Lucy Crooks <Lucy.Crooks at env.ethz.ch> writes:

> I want to do an unbalanced anova on 272,992 observations with 405  
> factors including 2-way interactions between 1 of these factors and  
> the other 404. After fitting only 11 factors and their interactions I  
> get error messages like:
> 
> Error: cannot allocate vector of size 1433066 Kb
> R(365,0xa000ed68) malloc: *** vm_allocate(size=1467461632) failed  
> (error code=3)
> R(365,0xa000ed68) malloc: *** error: can't allocate region
> R(365,0xa000ed68) malloc: *** set a breakpoint in szone_error to debug
> 
> I think that the anova involves a matrix of 272,992 rows by 29025  
> columns (using dummy variables)=7,900 million elements. I realise  
> this is a lot! Could I solve this if I had more RAM or is it just too  
> big?
> 
> Another possibility is to do 16 separate analyses on 17,062  
> observations with 404 factors (although statistically I think the  
> first approach is preferable). I get similar error messages then:
> 
> Error: cannot allocate vector of size 175685 Kb
> R(365,0xa000ed68) malloc: *** vm_allocate(size=179904512) failed  
> (error code=3)
> 
> I think this analysis requires a 31 million element matrix.
> 
> I am using R version 2.2.1 on a Mac G5 with 1 GB RAM running OS  
> 10.4.4. Can somebody tell me what the limitations of my machine (or  
> R) are likely to be? Whether this smaller analysis is feasible? and  
> if so how much more memory I might require?
> 
> The data is in R in a data frame of 272,992 rows by 406 columns. I  
> would really appreciate any helpful input.

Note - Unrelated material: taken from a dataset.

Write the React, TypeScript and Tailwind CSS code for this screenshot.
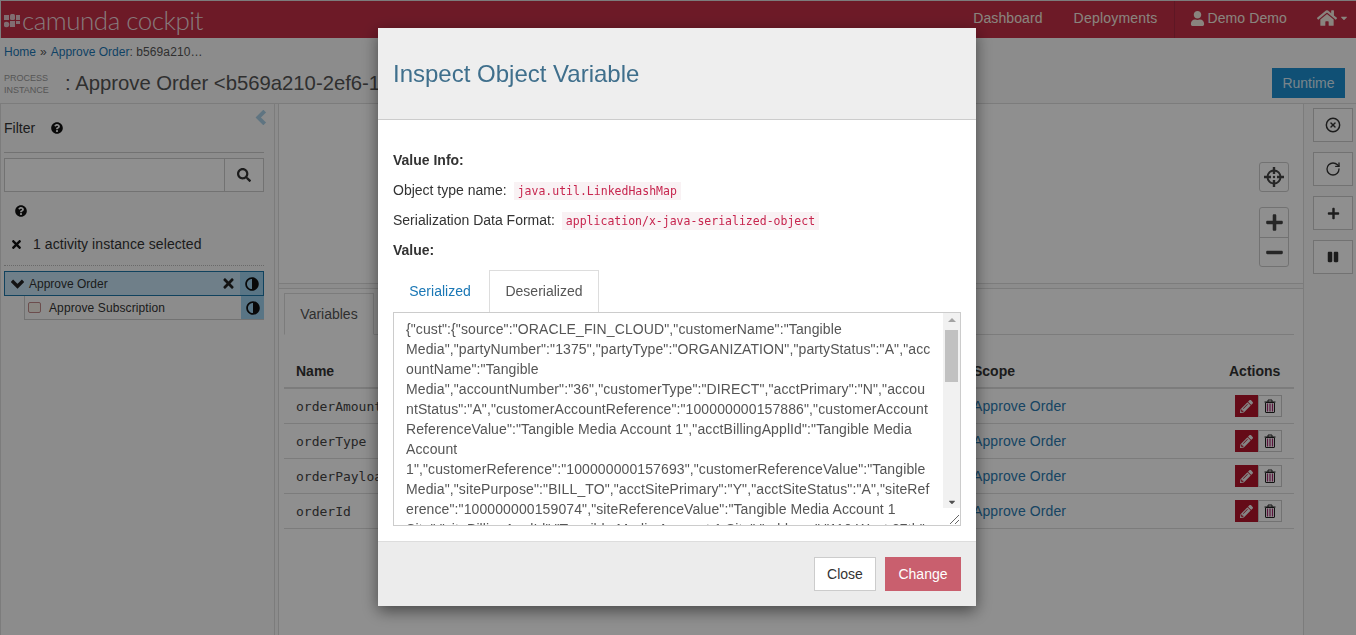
import {
  FaAdjust, FaHome, FaMinus, FaPause, FaPencilAlt, FaPlus,
  FaQuestionCircle, FaSearch, FaTimes, FaUser, FaCaretDown,
} from "react-icons/fa"
import { CircleX, RotateCw } from "lucide-react"

const VARIABLES = ["orderAmount", "orderType", "orderPayload", "orderId"]

const RAW_VALUE =
  '{"cust":{"source":"ORACLE_FIN_CLOUD","customerName":"Tangible Media","partyNumber":"1375","partyType":"ORGANIZATION","partyStatus":"A","accountName":"Tangible Media","accountNumber":"36","customerType":"DIRECT","acctPrimary":"N","accountStatus":"A","customerAccountReference":"100000000157886","customerAccountReferenceValue":"Tangible Media Account 1","acctBillingApplId":"Tangible Media Account 1","customerReference":"100000000157693","customerReferenceValue":"Tangible Media","sitePurpose":"BILL_TO","acctSitePrimary":"Y","acctSiteStatus":"A","siteReference":"100000000159074","siteReferenceValue":"Tangible Media Account 1 Site","siteBillingApplId":"Tangible Media Account 1 Site","address":"110 West 27th"'

function LogoMark() {
  return (
    <svg width="16" height="14" viewBox="0 0 16 14" className="mt-[3px] shrink-0">
      <rect x="0" y="1" width="5" height="5" fill="#e6c3c9" />
      <rect x="6" y="0" width="5" height="6" rx="1.5" fill="#e6c3c9" />
      <rect x="12" y="1" width="4" height="5" fill="#e6c3c9" />
      <circle cx="2.5" cy="10.5" r="2.8" fill="#e6c3c9" />
      <rect x="6" y="7" width="5" height="6" fill="#e6c3c9" />
      <rect x="12" y="7" width="4" height="3" fill="#e6c3c9" />
    </svg>
  )
}

function Crosshair() {
  return (
    <svg width="22" height="22" viewBox="0 0 22 22" className="text-[#444]">
      <circle cx="11" cy="11" r="6.5" fill="none" stroke="currentColor" strokeWidth="2" />
      <path d="M11 1v7M11 14v7M1 11h7M14 11h7" stroke="currentColor" strokeWidth="2.4" />
      <circle cx="11" cy="11" r="1.2" fill="currentColor" />
    </svg>
  )
}

function TrashIcon() {
  return (
    <svg width="12" height="14" viewBox="0 0 12 14" fill="none" stroke="#a3286f" strokeWidth="1">
      <path d="M0.5 3h11M4 3V1h4v2" stroke="#222" />
      <rect x="1.5" y="3.5" width="9" height="10" rx="0.5" stroke="#222" />
      <path d="M3.5 4.5v8M6 4.5v8M8.5 4.5v8" strokeWidth="1.2" />
    </svg>
  )
}

function Chevron({ points, className }: { points: string; className: string }) {
  return (
    <svg viewBox="0 0 14 14" fill="none" stroke="currentColor" strokeWidth="3.6" className={className}>
      <polyline points={points} />
    </svg>
  )
}

function SideButton({ children }: { children: React.ReactNode }) {
  return (
    <div className="flex h-[34px] w-[40px] items-center justify-center border border-[#ccc] bg-white text-[#333]">
      {children}
    </div>
  )
}

function Sidebar() {
  return (
    <aside className="flex w-[275px] shrink-0 flex-col border-r border-l border-[#ddd] pl-[3px] pr-[10px] pt-[14px] text-[#333]">
      <div className="relative flex h-[20px] items-center">
        <span>Filter</span>
        <FaQuestionCircle className="ml-[16px] text-[12px] text-[#111]" />
        <Chevron points="10,1 4,7 10,13" className="absolute right-[-5px] top-[-8px] h-[15px] w-[15px] text-[#a9cfe6]" />
      </div>
      <div className="mt-[14px] border-t border-[#ccc]" />
      <div className="mt-[5px] flex h-[34px] border border-[#ccc] bg-white">
        <div className="flex-1" />
        <div className="flex w-[39px] items-center justify-center border-l border-[#ccc]">
          <FaSearch className="text-[14px] text-[#333]" />
        </div>
      </div>
      <FaQuestionCircle className="ml-[11px] mt-[13px] text-[12px] text-[#111]" />
      <div className="mt-[17px] flex h-[20px] items-center text-[14px] tracking-[0.07px]">
        <FaTimes className="ml-[6px] mr-[10px] text-[13px] text-[#111]" />
        <span>1 activity instance selected</span>
      </div>
      <div className="mt-[11px] border-t border-dotted border-[#bbb]" />
      <div className="mt-[5px] flex h-[25px] items-center border border-[#1d76a8] bg-[#c6e3f5] text-[12px]">
        <Chevron points="1,4 7,10 13,4" className="ml-[6px] mr-[5px] h-[13px] w-[13px] text-[#222]" />
        <span>Approve Order</span>
        <FaTimes className="ml-auto mr-[4px] text-[15px] text-[#222]" />
        <div className="flex h-full w-[23px] items-center justify-center bg-[#9fd0ee]">
          <FaAdjust className="-scale-x-100 text-[14px] text-[#111]" />
        </div>
      </div>
      <div className="ml-[20px] flex h-[24px] items-center border-b border-l border-[#ccc] text-[12px] tracking-[0.1px]">
        <div className="ml-[3px] mr-[8px] h-[11px] w-[13px] rounded-[2px] border border-[#c08a8a] bg-[#f7f0e8]" />
        <span>Approve Subscription</span>
        <div className="ml-auto flex h-full w-[23px] items-center justify-center bg-[#9fd0ee]">
          <FaAdjust className="-scale-x-100 text-[14px] text-[#111]" />
        </div>
      </div>
    </aside>
  )
}

function MainPanel() {
  return (
    <main className="ml-[3px] flex flex-1 flex-col border-l border-r border-[#ddd]">
      <div className="flex h-[180px] flex-col items-end border-b border-[#ddd] bg-white pr-[14px] pt-[58px]">
        <div className="flex h-[30px] w-[30px] items-center justify-center rounded-[3px] border border-[#ccc]">
          <Crosshair />
        </div>
        <div className="mt-[15px] flex w-[30px] flex-col rounded-[3px] border border-[#ccc] text-[#444]">
          <div className="flex h-[30px] items-center justify-center border-b border-[#ccc]">
            <FaPlus className="text-[19px]" />
          </div>
          <div className="flex h-[28px] items-center justify-center">
            <FaMinus className="text-[19px]" />
          </div>
        </div>
      </div>
      <div className="mt-[4px] flex-1 border-t border-[#ddd] bg-white pl-[5px] pr-[9px] pt-[4px]">
        <div className="flex h-[42px] border-b border-[#ddd]">
          <div className="flex h-[42px] w-[90px] items-center justify-center border border-b-white border-[#ddd] bg-white text-[#555]">
            Variables
          </div>
        </div>
        <div className="mt-[20px] grid h-[34px] grid-cols-[677px_256px_1fr] items-center border-b-2 border-[#ddd] pl-[12px] font-bold text-[#333]">
          <span>Name</span>
          <span>Scope</span>
          <span>Actions</span>
        </div>
        {VARIABLES.map((name) => (
          <div
            key={name}
            className="grid h-[35px] grid-cols-[677px_256px_1fr] items-center border-b border-[#ddd] pl-[12px]"
          >
            <span className="pt-[2px] font-['DejaVu_Sans_Mono',monospace] text-[13px] text-[#444]">{name}</span>
            <span className="tracking-[0.1px] text-[#2a7ab0]">Approve Order</span>
            <div className="ml-[6px] flex h-[22px]">
              <div className="flex w-[23px] items-center justify-center bg-[#b5152b]">
                <FaPencilAlt className="text-[13px] text-[#eee]" />
              </div>
              <div className="flex w-[24px] items-center justify-center border border-[#ccc]">
                <TrashIcon />
              </div>
            </div>
          </div>
        ))}
      </div>
    </main>
  )
}

function InspectModal() {
  return (
    <div className="fixed inset-0 flex justify-center bg-black/[0.44] pr-[2px] pt-[28px]">
      <div className="flex h-[578px] w-[598px] flex-col bg-white text-[#333] shadow-[0_5px_15px_rgba(0,0,0,0.5)]">
        <div className="flex h-[92px] items-center border-b border-[#ccc] bg-[#eeeeee] px-[15px]">
          <h4 className="text-[24px] font-normal text-[#3f6f8c]">Inspect Object Variable</h4>
        </div>
        <div className="flex flex-1 flex-col px-[15px] pt-[30px]">
          <p className="h-[20px] font-bold">Value Info:</p>
          <p className="mt-[10px] h-[20px]">
            Object type name:
            <code className="ml-[7px] bg-[#f9f2f4] px-[4px] py-[2px] font-['DejaVu_Sans_Mono',monospace] text-[11.5px] text-[#c7254e]">
              java.util.LinkedHashMap
            </code>
          </p>
          <p className="mt-[10px] h-[20px]">
            Serialization Data Format:
            <code className="ml-[7px] bg-[#f9f2f4] px-[4px] py-[2px] font-['DejaVu_Sans_Mono',monospace] text-[11.5px] text-[#c7254e]">
              application/x-java-serialized-object
            </code>
          </p>
          <p className="mt-[10px] h-[20px] font-bold">Value:</p>
          <div className="mt-[10px] flex h-[42px]">
            <div className="flex w-[96px] items-center justify-center pr-[2px] text-[#1a77b5]">Serialized</div>
            <div className="flex h-[43px] w-[110px] items-center justify-center border border-b-0 border-[#ddd] bg-white pb-[2px] text-[#555]">
              Deserialized
            </div>
          </div>
          <div className="flex h-[214px] w-[568px] overflow-hidden border border-[#ccc] text-[#555]">
            <div className="h-full flex-1 overflow-hidden pl-[12px] pt-[6px]">
              <div className="w-[526px] whitespace-pre-wrap break-words leading-[20px] tracking-[0.11px]">{RAW_VALUE}</div>
            </div>
            <div className="flex w-[17px] shrink-0 flex-col items-center bg-[#f1f1f1]">
              <div className="mt-[5px] h-0 w-0 border-x-[4px] border-b-[4px] border-x-transparent border-b-[#a3a3a3]" />
              <div className="mt-[8px] h-[52px] w-[13px] bg-[#c1c1c1]" />
              <div className="mt-auto flex h-[12px] items-center text-[10px] text-[#505050]">
                <FaCaretDown />
              </div>
              <div className="flex h-[17px] w-full items-end justify-end bg-white pb-[1px] pr-[1px]">
                <svg width="10" height="10" viewBox="0 0 10 10" stroke="#666" strokeWidth="1">
                  <path d="M1 10L10 1M6 10l4-4" />
                </svg>
              </div>
            </div>
          </div>
        </div>
        <div className="flex h-[65px] items-center justify-end gap-[9px] border-t border-[#ddd] bg-[#ececec] px-[15px]">
          <div className="flex h-[34px] w-[62px] items-center justify-center border border-[#ccc] bg-white">Close</div>
          <div className="flex h-[34px] w-[76px] items-center justify-center bg-[#c95f6e] text-white">Change</div>
        </div>
      </div>
    </div>
  )
}

export default function App() {
  return (
    <div className="relative flex h-[635px] w-full flex-col overflow-hidden bg-[#fafafa] font-['Liberation_Sans',Arial,sans-serif] text-[14px]">
      <header className="flex h-[38px] shrink-0 items-center border-l border-t border-[#ddd] bg-[#c22f47] pl-[3px] text-[#f5ece0]">
        <LogoMark />
        <span className="ml-[2px] font-['Lato',sans-serif] text-[26px] font-light leading-none tracking-[-0.5px] text-[#f0d9dc]">
          camunda cockpit
        </span>
        <nav className="ml-auto flex h-full items-center pb-[3px]">
          <span className="mr-[31px] tracking-[0.1px]">Dashboard</span>
          <span className="mr-[16px] tracking-[0.2px]">Deployments</span>
          <div className="mb-[-3px] flex h-[calc(100%+3px)] items-center border-l border-[#a82a40] pb-[3px] pl-[15px]">
            <FaUser className="mr-[3px] text-[15px]" />
            <span className="tracking-[0.1px]">Demo Demo</span>
          </div>
          <div className="ml-[30px] mr-[7px] flex items-center">
            <FaHome className="text-[20px]" />
            <FaCaretDown className="ml-[2px] text-[10px]" />
          </div>
        </nav>
      </header>

      <div className="flex h-[26px] shrink-0 items-center pl-[4px] pt-[2px] text-[12px] text-[#555]">
        <span className="text-[#1a77b5]">Home</span>
        <span className="mx-[4px]">»</span>
        <span className="text-[#1a77b5]">Approve Order</span>
        <span className="tracking-[0.1px]">: b569a210…</span>
      </div>

      <div className="flex h-[38px] shrink-0 items-center pl-[4px] pr-[11px]">
        <div className="mt-[2px] w-[61px] text-[9px] leading-[12px] text-[#999]">
          PROCESS
          <br />
          INSTANCE
        </div>
        <h2 className="text-[20.3px] font-normal leading-none text-[#555]">
          : Approve Order &lt;b569a210-2ef6-11e7-8f4f-0242ac120005&gt;
        </h2>
        <div className="ml-auto flex h-[30px] w-[73px] items-center justify-center bg-[#1d8fd1] text-[#d8ecf8]">Runtime</div>
      </div>

      <div className="mt-[1px] flex flex-1 border-t border-[#ddd]">
        <Sidebar />
        <MainPanel />
        <div className="flex w-[52px] shrink-0 flex-col gap-[10px] pl-[9px] pt-[4px]">
          <SideButton>
            <CircleX size={16} strokeWidth={2.2} />
          </SideButton>
          <SideButton>
            <RotateCw size={16} strokeWidth={2} />
          </SideButton>
          <SideButton>
            <FaPlus className="text-[13px]" />
          </SideButton>
          <SideButton>
            <FaPause className="text-[12px]" />
          </SideButton>
        </div>
      </div>

      <InspectModal />
    </div>
  )
}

You do not want to use aov() on unbalanced data, and especially not on
large data sets if random effects are involved. Rather, you need to
look at lmer() or just lm() if no random effects are present. 

However, even so, if you really have 29025 parameters to estimate, I
think you're out of luck. 8 billion (US) elements is 64G and R is not
able to handle objects of that size - the limit is that the size must
fit in a 32 bit integer (about 2 billion elements).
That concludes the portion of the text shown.